By late 1996, maintenance crews were making nonstop
modifications to the plane's engine, fuel system and brakes.
"We've got this airplane practically rebuilt, but [the problems]
just don't seem to stop," Senior Master Sergeant Michael Rutland
complained to Air Force investigators looking into the second
crash. "We wonder what else is wrong with it that we don't know
about." More than half the instructor pilots, busy trying to
teach others to fly, had "generalized anger" about the T-3, an
Air Force psychologist reported. And the cadets were uneasy too.
"With two accidents in two years, I'm not entirely sure it's
completely safe," Cadet Daniel Ronneberg told investigators. In
the wake of the accident, the Air Force barred cadets from
practicing forced landings. But two days after the second crash,
the T-3s were ordered back into the air.
It was in this environment that 20-year-old Pace Weber, a senior
cadet, called his mother last summer and confessed his
apprehension about the plane. "Since Pace was a little boy, he
focused on airplanes and astronauts," Terri Weber says. "Getting
into the Air Force Academy was something he wanted since junior
high." Pace, who had spent 17 hours in the T-3, was flying last
June 25 with his instructor, Captain Glen Comeaux, 31, when
their T-3 sputtered during a turn at about 500 ft. It quickly
entered a spin and exploded in a fireball just after hitting the
ground two miles east of the academy airfield. Their plane had
been written up by pilots 10 times for engine problems,
including one during the flight immediately before the fatal
trip. The Air Force said the engine was running at impact,
although it was producing so little power that the propeller was
barely turning. "If Pace was flying in the Gulf War and died, I
could understand that," his mother says. "But they were just
supposed to be seeing if he could be a good pilot."
Defenders of the plane argue that's exactly what T-3 training is
meant to accomplish. "We don't want to kill people at the Air
Force Academy, obviously," McPeak says. "But we drove [Commerce
Secretary] Ron Brown and a planeload of VIPs into the hills of
Yugoslavia because of pilot error." "We don't want to kill a
planeload of people because we haven't properly identified the
people who can do this job." Other Air Force officers point out
that the plane has flown without an accident at an Air Force
base at Hondo, Texas, where the instructors, who are civilians
working under contract with the Air Force, have spent years
flying small, piston-powered aircraft like the T-3. "If the
engine quits, we know how to land the airplane and walk away
from it," a civilian pilot at Hondo says. "The Air Force guys
just know how to bail out when that happens." McPeak, a former
F-15 pilot, suggests the fact that all three dead T-3 instructor
pilots flew bulky cargo planes before coming to the academy
might have contributed to the accidents. "Maybe if you'd had
three fighter pilots in there instead of three C-141 pilots, you
wouldn't have had the same result."
Many T-3 pilots at both Hondo and Colorado Springs believe the
plane flies much better in the lower, and heavier, Texas air
than in the thin air above Colorado's mile-high plains.

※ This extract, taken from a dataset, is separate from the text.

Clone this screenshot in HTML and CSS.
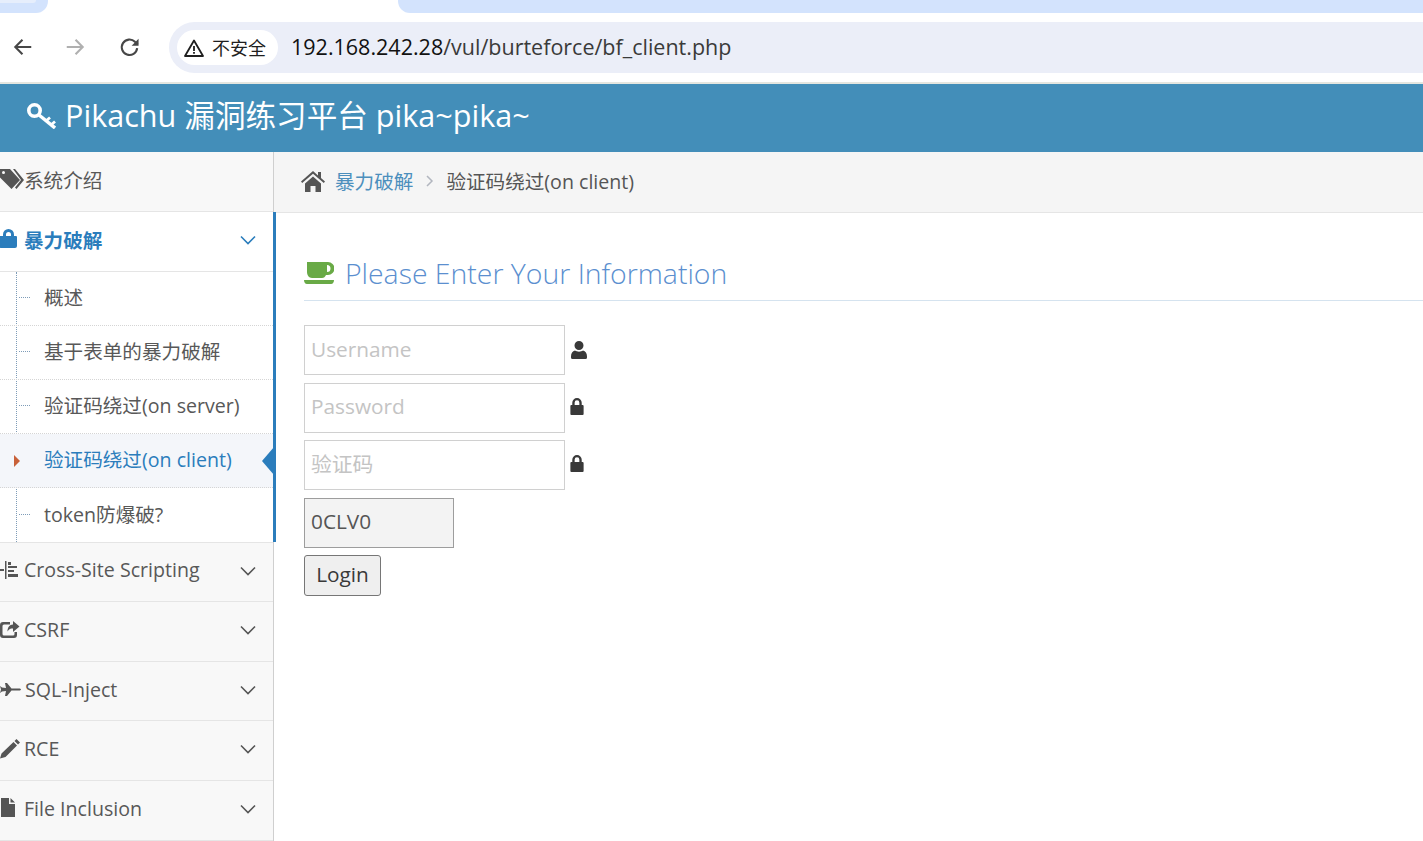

Some Air
Force safety experts have recommended that the entire T-3
operation be based at Hondo. "The flight school shouldn't be in
the mountains," says one such expert. "But Annapolis has boats
and West Point has cannon, and so saying you're not going to
have planes at the Air Force Academy doesn't sound right."
Even so, after the third crash, the pilots began to wonder just
what they were flying. That accident produced the most
devastating account of the T-3's mechanical weaknesses. The
official investigation disclosed that after the plane was
delivered to the Air Force, manufacturer Slingsby Aviation Ltd.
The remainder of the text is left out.